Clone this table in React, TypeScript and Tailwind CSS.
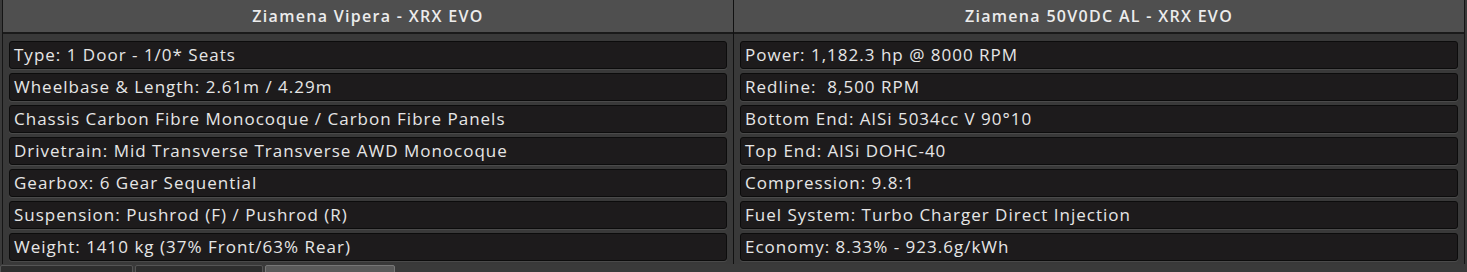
import React from 'react';

const CHASSIS = [
  'Type: 1 Door - 1/0* Seats',
  'Wheelbase & Length: 2.61m / 4.29m',
  'Chassis Carbon Fibre Monocoque / Carbon Fibre Panels',
  'Drivetrain: Mid Transverse Transverse AWD Monocoque',
  'Gearbox: 6 Gear Sequential',
  'Suspension: Pushrod (F) / Pushrod (R)',
  'Weight: 1410 kg (37% Front/63% Rear)',
];

const ENGINE = [
  'Power: 1,182.3 hp @ 8000 RPM',
  'Redline:  8,500 RPM',
  'Bottom End: AlSi 5034cc V 90°10',
  'Top End: AlSi DOHC-40',
  'Compression: 9.8:1',
  'Fuel System: Turbo Charger Direct Injection',
  'Economy: 8.33% - 923.6g/kWh',
];

const SpecColumn = ({ title, rows, last }: { title: string; rows: string[]; last?: boolean }) => (
  <div className={`flex-1 flex flex-col ${last ? '' : 'border-r border-[#111]'}`}>
    <div className="h-[34px] flex items-center justify-center bg-[#4f4f4f] border-b-2 border-[#1a1a1a] text-[16px] font-semibold tracking-[1.3px] text-[#ececec]">
      {title}
    </div>
    <div className="flex flex-col gap-[4px] px-[6px] pt-[7px] pb-[3px] bg-[#393939]">
      {rows.map((row) => (
        <div
          key={row}
          className="h-[28px] flex items-center px-[4px] bg-[#1d1b1c] border border-[#0c0c0c] rounded-[3px] shadow-[0_1px_0_#4a4a4a] text-[17px] tracking-[1px] text-[#e6e6e6] whitespace-pre"
        >
          {row}
        </div>
      ))}
    </div>
  </div>
);

export default function App() {
  return (
    <div className="w-[1467px] h-[272px] overflow-hidden bg-[#3a3a3a]" style={{ fontFamily: '"Open Sans", sans-serif' }}>
      <div className="flex border-l border-r border-[#151515] ml-[2px] mr-[2px]">
        <SpecColumn title="Ziamena Vipera - XRX EVO" rows={CHASSIS} />
        <SpecColumn title="Ziamena 50V0DC AL - XRX EVO" rows={ENGINE} last />
      </div>
      <div className="flex gap-[2px] pt-[1px]">
        <div className="w-[133px] h-[10px] bg-[#2e2e2e] border border-[#555] rounded-t-[2px]" />
        <div className="w-[128px] h-[10px] bg-[#2e2e2e] border border-[#555] rounded-t-[2px]" />
        <div className="w-[130px] h-[10px] bg-[#5a5a5a] border border-[#777] rounded-t-[2px]" />
      </div>
    </div>
  );
}
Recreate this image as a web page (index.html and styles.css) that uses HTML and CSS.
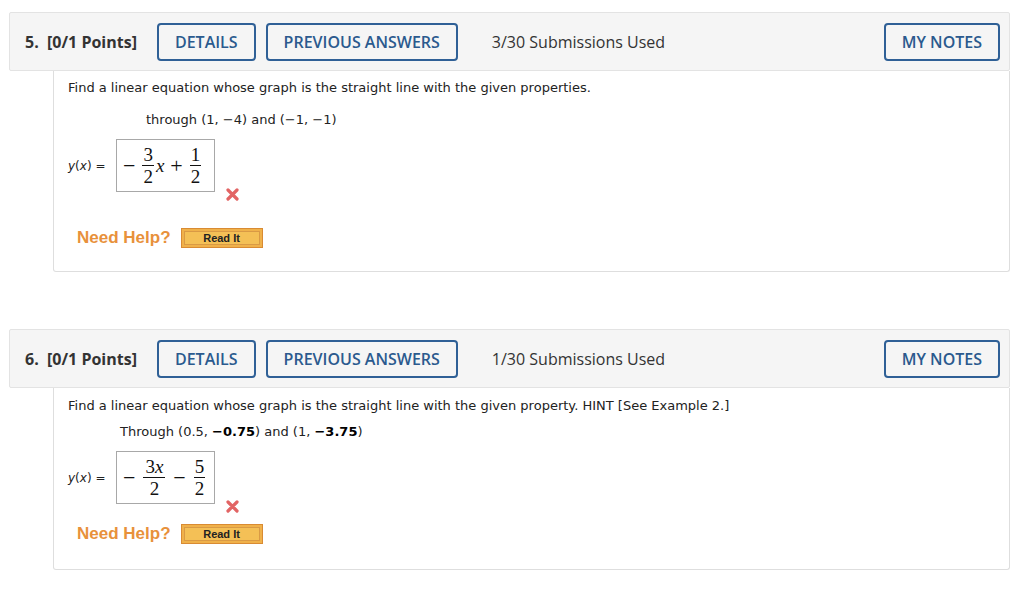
FILE: index.html
```html
<!DOCTYPE html>
<html lang="en">
  <head>
    <meta charset="UTF-8" />
    <title>Questions</title>
    <link rel="stylesheet" href="styles.css">
  </head>
  <body>
    <!-- Question 5 -->
    <div class="question">
      <div class="q-header">
        <span class="q-title">5.&nbsp; [0/1 Points]</span>
        <button class="q-btn">DETAILS</button>
        <button class="q-btn">PREVIOUS ANSWERS</button>
        <span class="q-subs">3/30 Submissions Used</span>
        <button class="q-btn notes">MY NOTES</button>
      </div>
      <div class="q-body q5">
        <p class="prompt">Find a linear equation whose graph is the straight line with the given properties.</p>
        <p class="given g5">through (1, &minus;4) and (&minus;1, &minus;1)</p>
        <div class="answer-row">
          <span class="ans-label"><i>y</i>(<i>x</i>) =</span>
          <div class="ans-box">
            <span class="op">&minus;</span>
            <span class="frac"><span class="num">3</span><span class="den">2</span></span>
            <span class="var">x</span>
            <span class="op">+</span>
            <span class="frac"><span class="num">1</span><span class="den">2</span></span>
          </div>
          <svg class="wrong" width="13" height="13" viewBox="0 0 13 13"><path d="M2 2 L11 11 M11 2 L2 11" stroke="#e26464" stroke-width="3.2" stroke-linecap="round"/></svg>
        </div>
        <div class="help">
          <span class="help-text">Need Help?</span>
          <button class="read-btn">Read It</button>
        </div>
      </div>
    </div>

    <!-- Question 6 -->
    <div class="question">
      <div class="q-header">
        <span class="q-title">6.&nbsp; [0/1 Points]</span>
        <button class="q-btn">DETAILS</button>
        <button class="q-btn">PREVIOUS ANSWERS</button>
        <span class="q-subs">1/30 Submissions Used</span>
        <button class="q-btn notes">MY NOTES</button>
      </div>
      <div class="q-body q6">
        <p class="prompt">Find a linear equation whose graph is the straight line with the given property. HINT [See Example 2.]</p>
        <p class="given g6">Through (0.5, <b>&minus;0.75</b>) and (1, <b>&minus;3.75</b>)</p>
        <div class="answer-row">
          <span class="ans-label"><i>y</i>(<i>x</i>) =</span>
          <div class="ans-box">
            <span class="op">&minus;</span>
            <span class="frac wide"><span class="num">3<i>x</i></span><span class="den">2</span></span>
            <span class="op">&minus;</span>
            <span class="frac"><span class="num">5</span><span class="den">2</span></span>
          </div>
          <svg class="wrong" width="13" height="13" viewBox="0 0 13 13"><path d="M2 2 L11 11 M11 2 L2 11" stroke="#e26464" stroke-width="3.2" stroke-linecap="round"/></svg>
        </div>
        <div class="help">
          <span class="help-text">Need Help?</span>
          <button class="read-btn">Read It</button>
        </div>
      </div>
    </div>
  </body>
</html>
```

FILE: styles.css
```css
body {
  margin: 0;
  padding: 12px 14px 0 9px;
  background: #fff;
  color: #222;
}

.question {
  width: 1001px;
}

.question + .question {
  margin-top: 57px;
}

/* Header bar with number and buttons */
.q-header {
  display: flex;
  align-items: center;
  height: 57px;
  padding: 0 9px 0 15px;
  background-color: #f5f5f5;
  border: 1px solid #e3e3e3;
  border-radius: 2px;
  font-family: "Open Sans", sans-serif;
}

.q-title {
  font-size: 16px;
  font-weight: 700;
  color: #333;
  margin-right: 20px;
}

.q-btn {
  height: 38px;
  padding: 0 16px;
  margin-right: 10px;
  background: transparent;
  border: 2px solid #2f6096;
  border-radius: 4px;
  font-family: "Open Sans", sans-serif;
  font-size: 16px;
  font-weight: 600;
  color: #2b5a8e;
}

.q-subs {
  margin-left: 24px;
  font-size: 16px;
  color: #333;
}

.q-btn.notes {
  margin-left: auto;
  margin-right: 0;
}

/* Question body */
.q-body {
  margin-left: 44px;
  padding: 0 14px;
  border: 1px solid #dedede;
  border-top: none;
  border-radius: 0 0 3px 3px;
  font-family: "DejaVu Sans", Verdana, sans-serif;
  font-size: 13px;
  color: #222;
}

.q5 {
  height: 200px;
}

.q6 {
  height: 181px;
}

.prompt {
  margin: 0;
  line-height: 16px;
}

.q5 .prompt {
  padding-top: 9px;
}

.q6 .prompt {
  padding-top: 10px;
}

.given {
  margin: 0;
  line-height: 16px;
}

.g5 {
  padding: 16px 0 0 78px;
}

.g6 {
  padding: 10px 0 0 52px;
}

.given b {
  font-weight: 600;
  color: #000;
}

.answer-row {
  display: flex;
  align-items: center;
  margin-top: 11px;
}

.ans-label {
  width: 48px;
  font-size: 12px;
}

.ans-box {
  display: flex;
  align-items: center;
  gap: 5px;
  width: 92px;
  height: 51px;
  padding-left: 5px;
  border: 1px solid #a8a8a8;
  font-family: "Liberation Serif", "Times New Roman", serif;
  font-size: 19px;
  color: #111;
}

.q6 .ans-box {
  gap: 6px;
}

.op {
  font-size: 22px;
  padding: 0 1px;
}

.frac {
  display: inline-flex;
  flex-direction: column;
  align-items: center;
  line-height: 19px;
  padding: 0 1px;
}

.frac .num {
  border-bottom: 1px solid #111;
  padding: 0 1px 1px;
}

.frac.wide .num {
  padding: 0 2px 1px;
}

.frac .den {
  padding-top: 1px;
}

.var {
  font-style: italic;
  margin-left: -4px;
}

.wrong {
  align-self: flex-end;
  margin: 0 0 -9px 11px;
}

/* Need help line */
.help {
  display: flex;
  align-items: center;
  margin: 36px 0 0 9px;
}

.q6 .help {
  margin-top: 20px;
}

.help-text {
  font-family: "Liberation Sans", Arial, sans-serif;
  font-weight: 700;
  font-size: 17px;
  color: #e8913b;
  margin-right: 10px;
}

.read-btn {
  width: 82px;
  height: 20px;
  padding: 0;
  background: #f4c056;
  border: 1px solid #d98b33;
  box-shadow: inset 0 0 0 2px #f0b14a, inset 0 0 0 3px #d99a45;
  font-family: "Liberation Sans", Arial, sans-serif;
  font-size: 11px;
  font-weight: 700;
  color: #222;
}
```
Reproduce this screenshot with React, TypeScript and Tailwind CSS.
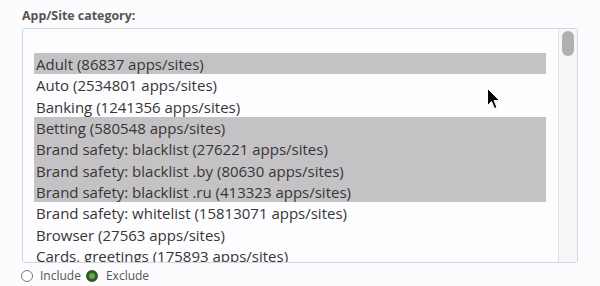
import React from 'react';

const CATEGORIES = [
  { name: 'Adult', count: 86837, selected: true },
  { name: 'Auto', count: 2534801, selected: false },
  { name: 'Banking', count: 1241356, selected: false },
  { name: 'Betting', count: 580548, selected: true },
  { name: 'Brand safety: blacklist', count: 276221, selected: true },
  { name: 'Brand safety: blacklist .by', count: 80630, selected: true },
  { name: 'Brand safety: blacklist .ru', count: 413323, selected: true },
  { name: 'Brand safety: whitelist', count: 15813071, selected: false },
  { name: 'Browser', count: 27563, selected: false },
  { name: 'Cards, greetings', count: 175893, selected: false },
  { name: 'Communication', count: 312044, selected: false },
];

const Cursor: React.FC = () => (
  <svg
    className="absolute left-[486px] top-[87px] pointer-events-none"
    width="16"
    height="24"
    viewBox="0 0 16 24"
  >
    <path
      d="M1.5 1.5 L1.5 18.5 L5.5 14.5 L8.5 21.5 L11 20.5 L8 13.5 L13.5 13.5 Z"
      fill="#000"
      stroke="#fff"
      strokeWidth="1"
      strokeLinejoin="round"
    />
  </svg>
);

const App: React.FC = () => {
  return (
    <div className="relative w-[600px] h-[286px] overflow-hidden bg-[#fcfbfd] pl-[22px] pt-[7px] font-['Open_Sans','Noto_Sans',sans-serif]">
      <div className="text-[12.4px] font-bold text-[#555] leading-[18px]">App/Site category:</div>

      {/* Multi-select box */}
      <div className="mt-[3px] flex w-[556px] h-[235px] rounded-[3px] border border-[#cfd8dd] bg-[#fdfcfe] overflow-hidden">
        <div className="flex-1 overflow-hidden pt-[24px] pl-[11px] pr-[12px]">
          {CATEGORIES.map((c) => (
            <div
              key={c.name}
              className={`h-[21.33px] pl-[2px] text-[15px] leading-[22px] text-[#363636] whitespace-nowrap ${
                c.selected ? 'bg-[#c4c2c5]' : ''
              }`}
            >
              {c.name} ({c.count} apps/sites)
            </div>
          ))}
        </div>

        {/* Scrollbar */}
        <div className="w-[19px] shrink-0 border-l border-[#e3e2e5] bg-[#f6f5f7] pt-[2px] flex justify-center">
          <div className="w-[12px] h-[25px] rounded-full bg-[#b1b0b2]" />
        </div>
      </div>

      {/* Include / Exclude */}
      <div className="mt-[5px] -ml-[1px] flex items-center text-[12px] text-[#555] leading-[16px]">
        <span className="w-[12px] h-[12px] rounded-full border border-[#777] bg-white" />
        <span className="ml-[7px]">Include</span>
        <span className="ml-[5px] w-[12px] h-[12px] rounded-full border-[3px] border-[#2f5a28] bg-[#5fae45]" />
        <span className="ml-[8px]">Exclude</span>
      </div>

      <Cursor />
    </div>
  );
};

export default App;
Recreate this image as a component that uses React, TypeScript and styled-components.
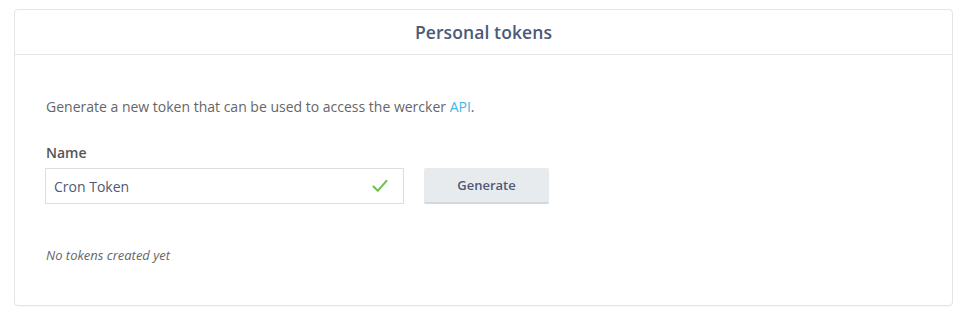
import React from "react";
import styled, { createGlobalStyle } from "styled-components";

const Global = createGlobalStyle`
  html, body { margin: 0; padding: 0; background: #ffffff; }
  body { font-family: "Open Sans", "Liberation Sans", sans-serif; }
`;

const Page = styled.div`
  padding: 9px 15px 10px 14px;
`;

const Card = styled.section`
  border: 1px solid #e4e4e4;
  border-radius: 4px;
  background: #fff;
  box-shadow: 0 1px 1px rgba(0, 0, 0, 0.03);
`;

const Header = styled.header`
  height: 44px;
  display: flex;
  align-items: center;
  justify-content: center;
  border-bottom: 1px solid #e6e6e6;
`;

const Title = styled.h2`
  margin: 0;
  font-size: 17.5px;
  font-weight: 600;
  color: #4c5a77;
  letter-spacing: 0.1px;
`;

const Body = styled.div`
  padding: 42px 30px 41px 30px;
  display: flex;
  flex-direction: column;
`;

const Lead = styled.p`
  margin: 0 0 0 1px;
  font-size: 14px;
  line-height: 20px;
  color: #666;
`;

const Link = styled.a`
  color: #3ab6e8;
  text-decoration: none;
`;

const Label = styled.label`
  margin: 26px 0 0 1px;
  font-size: 14px;
  font-weight: 600;
  line-height: 20px;
  color: #555;
`;

const Row = styled.div`
  margin-top: 5px;
  display: flex;
  align-items: flex-start;
  gap: 20px;
`;

const Field = styled.div`
  width: 359px;
  height: 36px;
  box-sizing: border-box;
  border: 1px solid #dedede;
  background: #fff;
  display: flex;
  align-items: center;
  padding: 0 8px;
`;

const Input = styled.input`
  flex: 1;
  border: none;
  outline: none;
  background: transparent;
  font-family: inherit;
  font-size: 14px;
  color: #4c5a77;
  padding: 0;
`;

const Check = styled.svg`
  width: 16px;
  height: 14px;
  margin-right: 7px;
`;

const Button = styled.button`
  width: 125px;
  height: 36px;
  box-sizing: border-box;
  border: none;
  border-bottom: 2px solid #d3d7da;
  border-radius: 2px;
  background: #e8ebed;
  font-family: inherit;
  font-size: 13px;
  font-weight: 600;
  color: #4c5a77;
  cursor: pointer;
  padding: 0;
`;

const Empty = styled.p`
  margin: 42px 0 0 1px;
  font-size: 13px;
  font-style: italic;
  line-height: 18px;
  color: #666;
`;

export default function App() {
  return (
    <>
      <Global />
      <Page>
        <Card>
          <Header>
            <Title>Personal tokens</Title>
          </Header>
          <Body>
            <Lead>
              Generate a new token that can be used to access the wercker{" "}
              <Link href="#">API</Link>.
            </Lead>
            <Label htmlFor="token-name">Name</Label>
            <Row>
              <Field>
                <Input id="token-name" defaultValue="Cron Token" />
                <Check viewBox="0 0 16 14" fill="none">
                  <path
                    d="M1.5 7.5 L5.8 11.8 L14.5 1.8"
                    stroke="#6cbf4a"
                    strokeWidth="2"
                    strokeLinecap="round"
                    strokeLinejoin="round"
                  />
                </Check>
              </Field>
              <Button>Generate</Button>
            </Row>
            <Empty>No tokens created yet</Empty>
          </Body>
        </Card>
      </Page>
    </>
  );
}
========================================
Do this –
Wherever a line in the data above holds "uses", copy that line.

Solution for this problem –
Recreate this image as a web page (index.html and styles.css) that uses HTML and CSS.
Recreate this image as a component that uses React, TypeScript and styled-components.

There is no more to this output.